What the exercise asks: Scan the following material for the string "that" and copy each line in which it appears.

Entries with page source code
+ + + + +

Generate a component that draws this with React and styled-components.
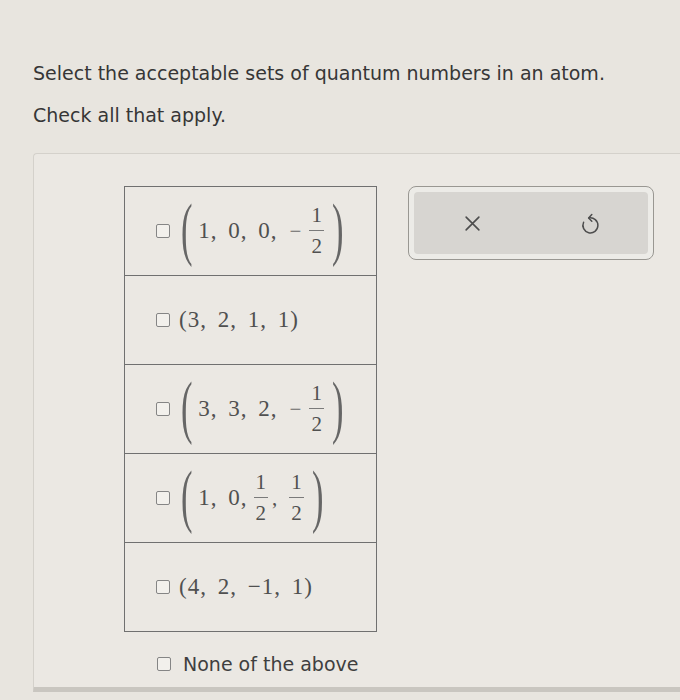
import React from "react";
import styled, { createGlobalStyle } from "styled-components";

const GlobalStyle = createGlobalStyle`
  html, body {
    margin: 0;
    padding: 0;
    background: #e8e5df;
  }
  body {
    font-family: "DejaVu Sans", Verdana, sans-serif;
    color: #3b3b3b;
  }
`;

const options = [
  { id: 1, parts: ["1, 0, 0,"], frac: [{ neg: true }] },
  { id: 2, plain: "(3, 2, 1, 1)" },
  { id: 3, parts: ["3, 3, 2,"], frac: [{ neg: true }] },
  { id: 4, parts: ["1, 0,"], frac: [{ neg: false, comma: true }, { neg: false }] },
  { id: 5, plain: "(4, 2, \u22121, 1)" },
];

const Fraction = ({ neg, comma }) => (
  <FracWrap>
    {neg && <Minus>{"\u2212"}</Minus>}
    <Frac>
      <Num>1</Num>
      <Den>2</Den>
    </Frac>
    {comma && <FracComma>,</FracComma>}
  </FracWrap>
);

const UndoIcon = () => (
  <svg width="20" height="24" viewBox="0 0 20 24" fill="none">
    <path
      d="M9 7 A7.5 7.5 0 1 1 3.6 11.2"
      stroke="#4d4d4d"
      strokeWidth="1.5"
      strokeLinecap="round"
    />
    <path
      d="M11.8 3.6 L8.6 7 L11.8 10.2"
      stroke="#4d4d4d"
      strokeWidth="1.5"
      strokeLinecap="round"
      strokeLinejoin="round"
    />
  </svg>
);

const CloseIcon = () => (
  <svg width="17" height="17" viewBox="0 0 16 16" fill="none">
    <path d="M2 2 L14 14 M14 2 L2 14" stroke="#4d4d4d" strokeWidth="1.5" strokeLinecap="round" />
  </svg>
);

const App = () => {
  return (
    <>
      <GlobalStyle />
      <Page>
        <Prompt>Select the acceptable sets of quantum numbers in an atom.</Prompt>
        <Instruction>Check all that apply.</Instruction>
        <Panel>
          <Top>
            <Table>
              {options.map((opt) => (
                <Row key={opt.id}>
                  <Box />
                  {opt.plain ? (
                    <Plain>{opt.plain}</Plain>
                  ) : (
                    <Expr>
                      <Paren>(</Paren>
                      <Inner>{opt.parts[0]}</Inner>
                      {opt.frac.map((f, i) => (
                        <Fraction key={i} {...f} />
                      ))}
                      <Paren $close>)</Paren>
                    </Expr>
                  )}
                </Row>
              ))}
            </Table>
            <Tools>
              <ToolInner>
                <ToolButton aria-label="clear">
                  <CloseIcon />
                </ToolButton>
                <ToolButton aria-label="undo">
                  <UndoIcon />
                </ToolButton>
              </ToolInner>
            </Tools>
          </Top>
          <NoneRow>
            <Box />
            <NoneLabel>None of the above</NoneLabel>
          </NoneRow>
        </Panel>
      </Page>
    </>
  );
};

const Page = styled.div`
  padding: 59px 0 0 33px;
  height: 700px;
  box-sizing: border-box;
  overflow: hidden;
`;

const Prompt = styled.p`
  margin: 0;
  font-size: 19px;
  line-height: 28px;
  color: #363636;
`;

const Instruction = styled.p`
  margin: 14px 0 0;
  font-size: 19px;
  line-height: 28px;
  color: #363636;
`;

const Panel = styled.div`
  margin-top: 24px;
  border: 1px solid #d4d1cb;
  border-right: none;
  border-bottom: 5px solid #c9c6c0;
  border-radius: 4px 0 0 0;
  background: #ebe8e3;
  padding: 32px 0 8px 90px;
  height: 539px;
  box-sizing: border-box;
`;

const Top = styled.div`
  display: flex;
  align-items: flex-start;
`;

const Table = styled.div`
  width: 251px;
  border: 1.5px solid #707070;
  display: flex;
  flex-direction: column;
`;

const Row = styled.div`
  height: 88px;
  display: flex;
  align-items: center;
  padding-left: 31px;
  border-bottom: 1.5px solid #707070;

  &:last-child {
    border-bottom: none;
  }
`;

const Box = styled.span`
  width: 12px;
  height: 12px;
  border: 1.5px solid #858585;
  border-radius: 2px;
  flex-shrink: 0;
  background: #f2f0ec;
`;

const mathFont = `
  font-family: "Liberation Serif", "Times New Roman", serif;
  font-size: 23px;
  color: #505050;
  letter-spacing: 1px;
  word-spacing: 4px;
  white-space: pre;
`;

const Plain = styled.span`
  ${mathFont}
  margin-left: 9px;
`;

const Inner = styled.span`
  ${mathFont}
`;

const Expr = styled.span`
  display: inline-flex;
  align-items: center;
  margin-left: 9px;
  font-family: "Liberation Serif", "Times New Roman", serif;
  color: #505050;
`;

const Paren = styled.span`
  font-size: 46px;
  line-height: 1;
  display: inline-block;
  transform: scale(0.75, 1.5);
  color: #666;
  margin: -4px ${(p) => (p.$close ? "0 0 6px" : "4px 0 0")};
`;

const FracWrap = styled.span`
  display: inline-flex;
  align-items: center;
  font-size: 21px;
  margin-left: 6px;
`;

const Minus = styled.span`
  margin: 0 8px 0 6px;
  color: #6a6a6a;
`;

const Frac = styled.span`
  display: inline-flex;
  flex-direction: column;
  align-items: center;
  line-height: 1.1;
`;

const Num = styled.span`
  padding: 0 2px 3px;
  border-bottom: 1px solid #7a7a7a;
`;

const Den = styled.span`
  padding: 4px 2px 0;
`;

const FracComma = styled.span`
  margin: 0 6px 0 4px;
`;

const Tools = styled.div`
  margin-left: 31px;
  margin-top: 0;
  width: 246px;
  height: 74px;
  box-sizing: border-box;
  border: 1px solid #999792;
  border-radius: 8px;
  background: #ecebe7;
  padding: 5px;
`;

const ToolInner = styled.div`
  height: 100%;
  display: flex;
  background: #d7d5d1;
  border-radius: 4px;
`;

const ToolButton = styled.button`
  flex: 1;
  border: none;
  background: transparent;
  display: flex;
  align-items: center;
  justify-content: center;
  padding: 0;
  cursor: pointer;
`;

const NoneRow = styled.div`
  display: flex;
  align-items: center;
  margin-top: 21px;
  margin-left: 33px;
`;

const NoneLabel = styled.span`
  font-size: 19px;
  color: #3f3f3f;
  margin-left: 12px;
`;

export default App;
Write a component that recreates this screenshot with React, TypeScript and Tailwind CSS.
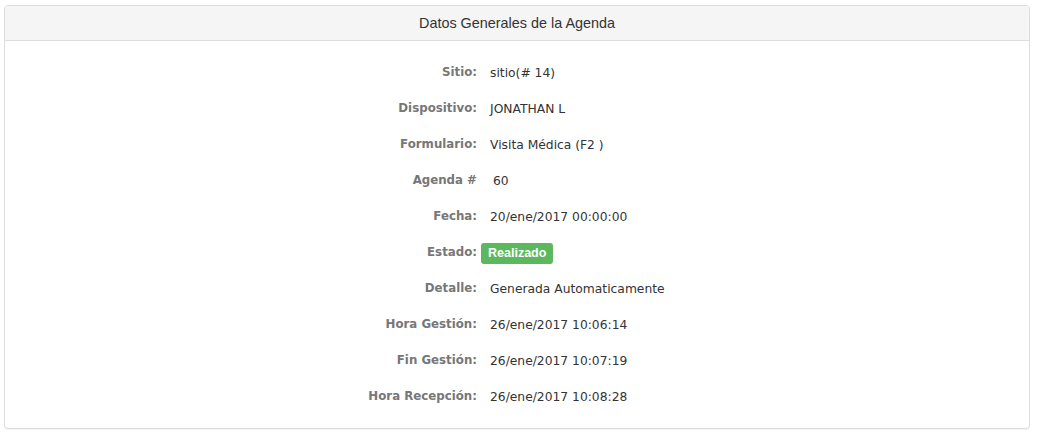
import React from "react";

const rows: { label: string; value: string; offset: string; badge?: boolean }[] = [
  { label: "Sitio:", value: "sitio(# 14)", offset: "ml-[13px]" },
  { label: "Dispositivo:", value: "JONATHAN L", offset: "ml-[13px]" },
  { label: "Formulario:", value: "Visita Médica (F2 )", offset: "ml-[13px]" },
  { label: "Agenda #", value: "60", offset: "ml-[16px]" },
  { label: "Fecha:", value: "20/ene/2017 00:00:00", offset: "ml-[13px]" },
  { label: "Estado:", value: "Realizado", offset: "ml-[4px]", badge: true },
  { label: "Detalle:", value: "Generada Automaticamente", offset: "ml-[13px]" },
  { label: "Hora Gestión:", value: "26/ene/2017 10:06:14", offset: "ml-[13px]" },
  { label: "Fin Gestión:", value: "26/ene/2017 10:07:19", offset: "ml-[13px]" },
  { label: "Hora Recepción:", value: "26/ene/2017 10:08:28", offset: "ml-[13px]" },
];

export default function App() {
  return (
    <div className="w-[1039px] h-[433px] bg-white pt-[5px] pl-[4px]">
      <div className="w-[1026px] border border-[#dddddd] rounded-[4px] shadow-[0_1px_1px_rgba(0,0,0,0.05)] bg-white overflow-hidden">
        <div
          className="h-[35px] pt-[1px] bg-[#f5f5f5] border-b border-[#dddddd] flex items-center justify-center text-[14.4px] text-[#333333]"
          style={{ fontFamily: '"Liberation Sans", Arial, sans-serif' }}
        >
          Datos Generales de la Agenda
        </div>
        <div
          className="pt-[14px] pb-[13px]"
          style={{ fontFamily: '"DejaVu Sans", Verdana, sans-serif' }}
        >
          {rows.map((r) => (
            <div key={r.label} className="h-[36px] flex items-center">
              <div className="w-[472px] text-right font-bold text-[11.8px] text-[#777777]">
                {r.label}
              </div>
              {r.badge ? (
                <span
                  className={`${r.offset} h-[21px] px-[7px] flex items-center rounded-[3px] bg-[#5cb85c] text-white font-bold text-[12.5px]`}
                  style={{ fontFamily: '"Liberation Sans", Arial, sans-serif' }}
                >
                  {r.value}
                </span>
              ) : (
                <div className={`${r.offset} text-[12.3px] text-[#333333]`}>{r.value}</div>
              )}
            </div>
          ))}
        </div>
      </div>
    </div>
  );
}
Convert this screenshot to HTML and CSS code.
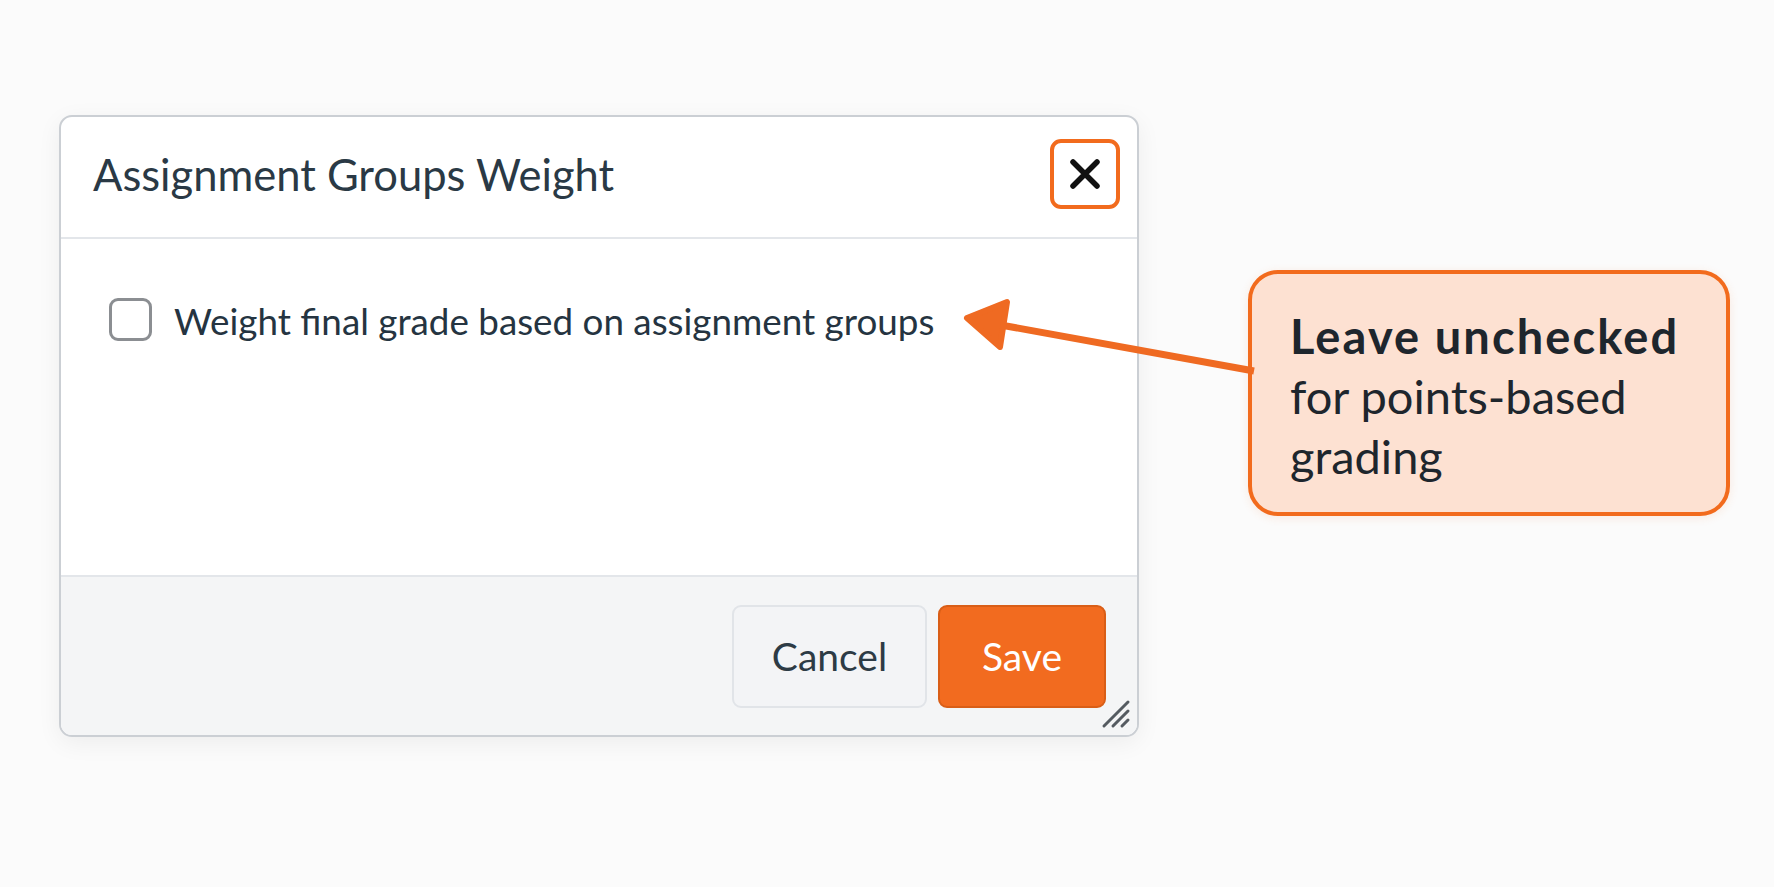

+ + + + +

Expected output:
Generate a component that draws this with React and styled-components.
        <Instruction>Check all that apply.</Instruction>
Write a component that recreates this screenshot with React, TypeScript and Tailwind CSS.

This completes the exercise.